I could go on however I'm typically a bit burned out after a heavy rehab project is completed and sold. 

So, if this is what you do, what part do you think you make the most money doing?

@Devan Johnson you did an amazing job, but not only that, you really enjoyed it! Congratulations!  Love how you used concrete countertops, a lot of people still scare of them, don't know why. Wish you the best of lucks! By the way, I live in Sanford, and not sure why but the market is very active, every time I am studying a possible opportunity BAM...it goes into contract. Good Luck!

Originally posted by @JD Martin :

Nice job, I am really impressed! I also do all of my own work but I have never attempted concrete counters - I'd love to get some pointers, especially how you incorporated your own beer bottle glass into the counters!

 A lot of information online obviously, but here's a good overview:

http://www.concretenetwork.com/outdoor-kitchens/gl...

http://www.howtomakeconcretecountertops.com/

Like I stated in the post, I feel granite is becoming totally cliche. People are looking fof something similar yet unique. I've been doing them for years in both cheap rentals and multi million dollar show homes.

Here's my kitchen remodel, briefly shows my concrete counters being made:

https://youtu.be/KPCNTYohMIc

In terms of the people telling you to put down the hammer I both agree and disagree. You clearly have some serious skills that have a lot of value. I would focus on determining which skills are giving you the most bang for your buck and focus your time on those, and then look to outsource the time intensive, low return on skilled labor jobs.

For example, you might be getting a tremendous ROI on the time you spent doing those cabinets as the labor cost for having someone else do it would have a high hourly rate, so keep doing that. The ROI on your time for doing drywall / plaster repair might not be nearly as high so you'd be better of outsourcing that.

Focus on your high return areas so you can increase the number of projects you work on, without your own time becoming the limiting factor.

@Devan Johnson,

like others said, you have some mad skills (and a pretty good helper at cleaning up a rag(end of first video)woof).
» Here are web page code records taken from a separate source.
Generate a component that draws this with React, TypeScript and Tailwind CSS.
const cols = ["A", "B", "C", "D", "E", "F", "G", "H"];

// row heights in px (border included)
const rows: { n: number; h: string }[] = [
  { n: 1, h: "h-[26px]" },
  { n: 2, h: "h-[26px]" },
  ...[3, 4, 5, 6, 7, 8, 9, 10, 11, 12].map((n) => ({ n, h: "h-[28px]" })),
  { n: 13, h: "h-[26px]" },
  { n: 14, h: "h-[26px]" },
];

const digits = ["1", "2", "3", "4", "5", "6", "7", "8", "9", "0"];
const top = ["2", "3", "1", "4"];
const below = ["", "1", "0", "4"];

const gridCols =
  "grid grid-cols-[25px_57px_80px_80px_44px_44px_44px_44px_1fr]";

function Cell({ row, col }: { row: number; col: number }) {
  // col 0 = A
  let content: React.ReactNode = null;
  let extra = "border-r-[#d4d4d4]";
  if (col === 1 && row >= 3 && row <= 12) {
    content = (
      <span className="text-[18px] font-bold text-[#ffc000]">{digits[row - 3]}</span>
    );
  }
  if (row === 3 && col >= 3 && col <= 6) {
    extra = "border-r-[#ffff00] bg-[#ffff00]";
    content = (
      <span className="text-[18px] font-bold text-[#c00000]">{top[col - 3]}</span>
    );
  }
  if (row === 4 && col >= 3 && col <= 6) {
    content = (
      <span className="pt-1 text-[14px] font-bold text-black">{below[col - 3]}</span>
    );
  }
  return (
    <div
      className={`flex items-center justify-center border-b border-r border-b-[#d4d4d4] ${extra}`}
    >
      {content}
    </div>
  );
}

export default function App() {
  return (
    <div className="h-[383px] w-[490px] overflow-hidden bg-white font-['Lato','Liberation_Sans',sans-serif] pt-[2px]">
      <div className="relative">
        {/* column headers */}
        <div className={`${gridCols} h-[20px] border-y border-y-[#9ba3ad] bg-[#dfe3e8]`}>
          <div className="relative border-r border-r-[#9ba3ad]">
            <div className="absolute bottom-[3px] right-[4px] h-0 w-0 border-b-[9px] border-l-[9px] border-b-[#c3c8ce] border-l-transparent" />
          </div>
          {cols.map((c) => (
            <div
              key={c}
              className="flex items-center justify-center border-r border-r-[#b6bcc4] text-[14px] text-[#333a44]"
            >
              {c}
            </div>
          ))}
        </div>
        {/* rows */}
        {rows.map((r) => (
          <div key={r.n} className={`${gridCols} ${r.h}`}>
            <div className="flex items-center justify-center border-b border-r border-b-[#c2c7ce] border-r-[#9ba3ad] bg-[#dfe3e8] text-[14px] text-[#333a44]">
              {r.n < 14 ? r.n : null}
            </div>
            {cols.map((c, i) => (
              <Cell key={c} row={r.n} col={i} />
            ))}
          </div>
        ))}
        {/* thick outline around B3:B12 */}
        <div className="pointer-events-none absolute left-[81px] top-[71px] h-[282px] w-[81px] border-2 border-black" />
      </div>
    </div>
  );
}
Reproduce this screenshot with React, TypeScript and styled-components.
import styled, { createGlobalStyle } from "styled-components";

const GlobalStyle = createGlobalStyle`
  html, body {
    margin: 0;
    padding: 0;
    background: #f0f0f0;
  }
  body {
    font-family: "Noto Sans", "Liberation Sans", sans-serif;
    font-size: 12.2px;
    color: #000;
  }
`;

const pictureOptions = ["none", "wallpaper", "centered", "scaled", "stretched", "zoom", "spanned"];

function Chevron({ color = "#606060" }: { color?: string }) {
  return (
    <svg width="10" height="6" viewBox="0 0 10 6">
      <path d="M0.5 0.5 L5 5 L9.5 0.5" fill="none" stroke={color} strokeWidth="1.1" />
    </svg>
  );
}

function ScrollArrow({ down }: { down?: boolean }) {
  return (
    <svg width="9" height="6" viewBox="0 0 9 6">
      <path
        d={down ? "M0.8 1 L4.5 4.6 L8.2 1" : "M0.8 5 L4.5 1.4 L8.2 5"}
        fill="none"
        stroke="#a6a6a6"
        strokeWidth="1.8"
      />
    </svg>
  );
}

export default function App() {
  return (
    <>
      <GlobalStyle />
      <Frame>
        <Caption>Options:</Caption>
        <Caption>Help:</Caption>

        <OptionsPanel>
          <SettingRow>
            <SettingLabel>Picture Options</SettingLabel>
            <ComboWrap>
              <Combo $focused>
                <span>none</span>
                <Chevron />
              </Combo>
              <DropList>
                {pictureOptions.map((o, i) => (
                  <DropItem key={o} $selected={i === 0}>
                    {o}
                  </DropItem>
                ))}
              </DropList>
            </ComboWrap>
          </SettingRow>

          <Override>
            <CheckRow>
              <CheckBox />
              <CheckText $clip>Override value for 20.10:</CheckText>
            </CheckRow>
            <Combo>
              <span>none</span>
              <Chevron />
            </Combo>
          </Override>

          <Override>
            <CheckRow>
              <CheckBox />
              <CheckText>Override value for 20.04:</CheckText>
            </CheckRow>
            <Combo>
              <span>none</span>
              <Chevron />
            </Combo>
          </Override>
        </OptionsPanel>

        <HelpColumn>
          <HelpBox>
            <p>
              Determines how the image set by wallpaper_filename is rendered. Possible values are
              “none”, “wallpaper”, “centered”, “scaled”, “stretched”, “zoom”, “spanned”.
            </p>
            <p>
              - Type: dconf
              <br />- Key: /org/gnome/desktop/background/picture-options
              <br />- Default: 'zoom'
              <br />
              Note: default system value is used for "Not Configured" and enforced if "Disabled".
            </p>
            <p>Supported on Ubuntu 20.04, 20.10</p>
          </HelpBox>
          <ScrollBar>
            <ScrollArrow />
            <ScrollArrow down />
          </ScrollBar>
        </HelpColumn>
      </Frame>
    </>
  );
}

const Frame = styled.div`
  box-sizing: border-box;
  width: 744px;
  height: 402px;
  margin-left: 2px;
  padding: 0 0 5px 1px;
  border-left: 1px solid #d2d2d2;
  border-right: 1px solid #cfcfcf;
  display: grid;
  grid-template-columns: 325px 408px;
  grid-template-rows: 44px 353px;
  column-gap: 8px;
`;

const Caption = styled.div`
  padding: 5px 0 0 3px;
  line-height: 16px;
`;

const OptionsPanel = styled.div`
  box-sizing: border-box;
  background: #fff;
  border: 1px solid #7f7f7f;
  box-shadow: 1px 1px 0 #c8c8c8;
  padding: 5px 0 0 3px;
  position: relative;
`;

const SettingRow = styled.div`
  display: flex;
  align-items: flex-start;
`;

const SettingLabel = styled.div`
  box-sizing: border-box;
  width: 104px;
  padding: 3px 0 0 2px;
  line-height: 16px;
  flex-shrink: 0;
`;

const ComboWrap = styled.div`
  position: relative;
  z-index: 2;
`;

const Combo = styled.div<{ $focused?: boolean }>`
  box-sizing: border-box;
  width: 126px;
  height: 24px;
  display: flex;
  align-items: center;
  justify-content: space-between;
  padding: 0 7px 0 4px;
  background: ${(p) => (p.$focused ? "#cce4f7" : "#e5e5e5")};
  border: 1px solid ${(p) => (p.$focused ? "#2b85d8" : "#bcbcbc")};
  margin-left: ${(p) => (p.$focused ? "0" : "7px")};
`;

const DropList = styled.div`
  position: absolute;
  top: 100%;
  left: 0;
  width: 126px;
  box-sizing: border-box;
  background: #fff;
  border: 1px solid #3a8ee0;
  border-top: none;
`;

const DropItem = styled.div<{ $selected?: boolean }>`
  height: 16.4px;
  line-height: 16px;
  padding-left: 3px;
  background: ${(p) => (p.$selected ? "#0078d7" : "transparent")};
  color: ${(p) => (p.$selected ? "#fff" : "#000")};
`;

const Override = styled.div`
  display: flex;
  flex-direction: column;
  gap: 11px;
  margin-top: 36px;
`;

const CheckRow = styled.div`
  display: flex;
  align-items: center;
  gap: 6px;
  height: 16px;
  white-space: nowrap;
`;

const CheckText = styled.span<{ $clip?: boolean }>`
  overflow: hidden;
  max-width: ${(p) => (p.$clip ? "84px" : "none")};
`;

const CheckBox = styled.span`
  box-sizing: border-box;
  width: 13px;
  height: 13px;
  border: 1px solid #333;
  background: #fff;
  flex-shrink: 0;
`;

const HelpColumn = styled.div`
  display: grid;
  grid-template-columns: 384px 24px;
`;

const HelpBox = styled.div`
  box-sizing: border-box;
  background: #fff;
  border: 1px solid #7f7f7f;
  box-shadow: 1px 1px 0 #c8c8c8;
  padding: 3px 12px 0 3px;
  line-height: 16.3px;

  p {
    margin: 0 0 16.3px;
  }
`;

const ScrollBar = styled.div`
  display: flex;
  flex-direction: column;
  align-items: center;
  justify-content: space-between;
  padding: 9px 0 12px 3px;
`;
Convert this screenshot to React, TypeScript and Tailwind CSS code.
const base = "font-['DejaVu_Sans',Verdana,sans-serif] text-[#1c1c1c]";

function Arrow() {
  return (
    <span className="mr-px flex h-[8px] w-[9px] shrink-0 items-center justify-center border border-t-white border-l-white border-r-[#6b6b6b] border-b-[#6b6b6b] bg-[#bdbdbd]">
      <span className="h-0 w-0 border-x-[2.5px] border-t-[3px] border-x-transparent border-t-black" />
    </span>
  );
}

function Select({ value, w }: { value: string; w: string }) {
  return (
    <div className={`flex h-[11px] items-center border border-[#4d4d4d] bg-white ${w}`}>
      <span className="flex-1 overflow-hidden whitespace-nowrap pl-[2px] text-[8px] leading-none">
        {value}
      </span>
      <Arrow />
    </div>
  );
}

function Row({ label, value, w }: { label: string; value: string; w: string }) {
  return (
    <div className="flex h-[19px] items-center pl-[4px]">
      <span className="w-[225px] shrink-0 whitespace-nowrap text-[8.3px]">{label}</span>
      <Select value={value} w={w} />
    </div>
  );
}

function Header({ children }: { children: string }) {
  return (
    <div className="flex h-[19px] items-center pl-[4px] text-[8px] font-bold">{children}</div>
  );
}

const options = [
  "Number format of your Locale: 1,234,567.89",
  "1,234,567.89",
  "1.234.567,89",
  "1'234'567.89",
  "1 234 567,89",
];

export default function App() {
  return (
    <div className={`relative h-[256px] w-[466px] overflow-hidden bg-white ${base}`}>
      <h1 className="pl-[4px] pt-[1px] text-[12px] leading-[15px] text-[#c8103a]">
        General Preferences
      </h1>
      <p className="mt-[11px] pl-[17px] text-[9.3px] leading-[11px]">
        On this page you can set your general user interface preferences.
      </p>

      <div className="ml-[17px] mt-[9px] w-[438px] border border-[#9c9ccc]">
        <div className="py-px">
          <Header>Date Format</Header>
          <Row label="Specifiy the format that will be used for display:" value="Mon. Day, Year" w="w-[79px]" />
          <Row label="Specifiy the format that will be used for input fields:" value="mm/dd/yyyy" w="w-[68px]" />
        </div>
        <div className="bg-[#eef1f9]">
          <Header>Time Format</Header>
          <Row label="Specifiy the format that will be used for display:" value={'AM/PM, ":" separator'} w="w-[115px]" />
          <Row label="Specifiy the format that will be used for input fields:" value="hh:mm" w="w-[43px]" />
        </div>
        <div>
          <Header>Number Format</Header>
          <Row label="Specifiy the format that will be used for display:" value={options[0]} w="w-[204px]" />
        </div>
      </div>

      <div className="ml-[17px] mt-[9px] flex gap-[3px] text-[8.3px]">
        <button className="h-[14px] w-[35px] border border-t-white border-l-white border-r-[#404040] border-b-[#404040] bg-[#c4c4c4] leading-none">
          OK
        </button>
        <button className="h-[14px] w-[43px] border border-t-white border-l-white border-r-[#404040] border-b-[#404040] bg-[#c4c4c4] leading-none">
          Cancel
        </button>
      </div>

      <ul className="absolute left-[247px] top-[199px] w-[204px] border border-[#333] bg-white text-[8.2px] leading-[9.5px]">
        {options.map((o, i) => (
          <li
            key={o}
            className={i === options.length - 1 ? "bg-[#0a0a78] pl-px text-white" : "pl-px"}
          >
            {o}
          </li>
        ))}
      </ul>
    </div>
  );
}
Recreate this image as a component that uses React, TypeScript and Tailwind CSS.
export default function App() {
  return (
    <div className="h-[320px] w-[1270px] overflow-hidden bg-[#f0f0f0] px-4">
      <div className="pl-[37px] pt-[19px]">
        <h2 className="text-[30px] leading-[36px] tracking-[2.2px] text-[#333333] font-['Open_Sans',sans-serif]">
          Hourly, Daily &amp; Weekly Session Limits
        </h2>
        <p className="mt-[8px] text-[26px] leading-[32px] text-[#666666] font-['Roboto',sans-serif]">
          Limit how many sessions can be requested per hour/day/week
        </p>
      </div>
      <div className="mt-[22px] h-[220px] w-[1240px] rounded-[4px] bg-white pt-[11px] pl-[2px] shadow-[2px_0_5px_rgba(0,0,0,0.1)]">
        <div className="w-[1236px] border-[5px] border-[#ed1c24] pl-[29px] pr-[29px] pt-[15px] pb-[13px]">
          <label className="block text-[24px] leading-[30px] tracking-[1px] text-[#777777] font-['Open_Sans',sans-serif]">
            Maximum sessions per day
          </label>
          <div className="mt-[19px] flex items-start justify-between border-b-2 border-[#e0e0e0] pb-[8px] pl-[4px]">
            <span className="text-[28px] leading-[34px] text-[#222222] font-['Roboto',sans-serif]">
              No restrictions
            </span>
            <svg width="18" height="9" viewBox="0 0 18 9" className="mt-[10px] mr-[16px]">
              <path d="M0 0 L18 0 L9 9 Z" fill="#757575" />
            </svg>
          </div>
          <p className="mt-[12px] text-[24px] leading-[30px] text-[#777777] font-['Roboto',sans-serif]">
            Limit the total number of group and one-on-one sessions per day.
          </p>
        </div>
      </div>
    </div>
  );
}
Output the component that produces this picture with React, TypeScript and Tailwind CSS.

maybe if your medical life live you some extra time, get into the finishes business (no drywall for you), only countertops, cabinets,... helping/for a local builder/developer. this may increase your chances of finding the off-market deal/fixer-upper in your market.

also since both of you are in medical field and no kids yet, you can pretty much move everywhere chasing the next construction/remodeling boom.

Thanks again for all the great respnses. to reply to a few statements regarding " putting down the hammer", I completely and respectfully disagree. As a former contractor, picking up the hammer us where I made my money. For example, I made $85K on this project, had I subbed this work out, my profits would be half or less.

My value is in my skills. New investors such as myself simply do not have the connections that established REIs do, it's that simple. So starting out, playing it conservative, controling and doing all the work myself is abosolutely imperitive.

And yes, I'm totally burned out after a job of scale, but I love the process, so I'll do it again, if possible. 

And in this market, I have to be even more conservative. No need to lament on the lack of deals out there, but more importantly for a newbie such as myself, there's a lack of opportunity. Contatcing any property owner pre MLS (pre forclosure) is not a unique aprroach. The few folks I've contacted have indicated that they have dozens of investors lined up if they wanted to sell.

I love DIY success stories!  Well done @Devan Johnson . Love the tax-free angle as well. Continue doing what you love to do. Is my highest ROI mowing lawns, installing fixtures or clearing drains? Hardly, but I like it and (with skilled work needed) by the time I factor in scheduling with the sub who schedules with the tenant who needs me to come check the work, etc etc I would've been done and home taking a nap already.

If you love construction, you need some fix-up projects.  To avoid the "what to do now" factor, I do buy and holds.  Fix 'em and rent 'em.  Maybe some local wholesalers or legit buyer's agents will send some opportunities your way.  Maybe put an ad on craigslist?  "Fixer wanted!"  Just don't overpay, of course.  Good luck!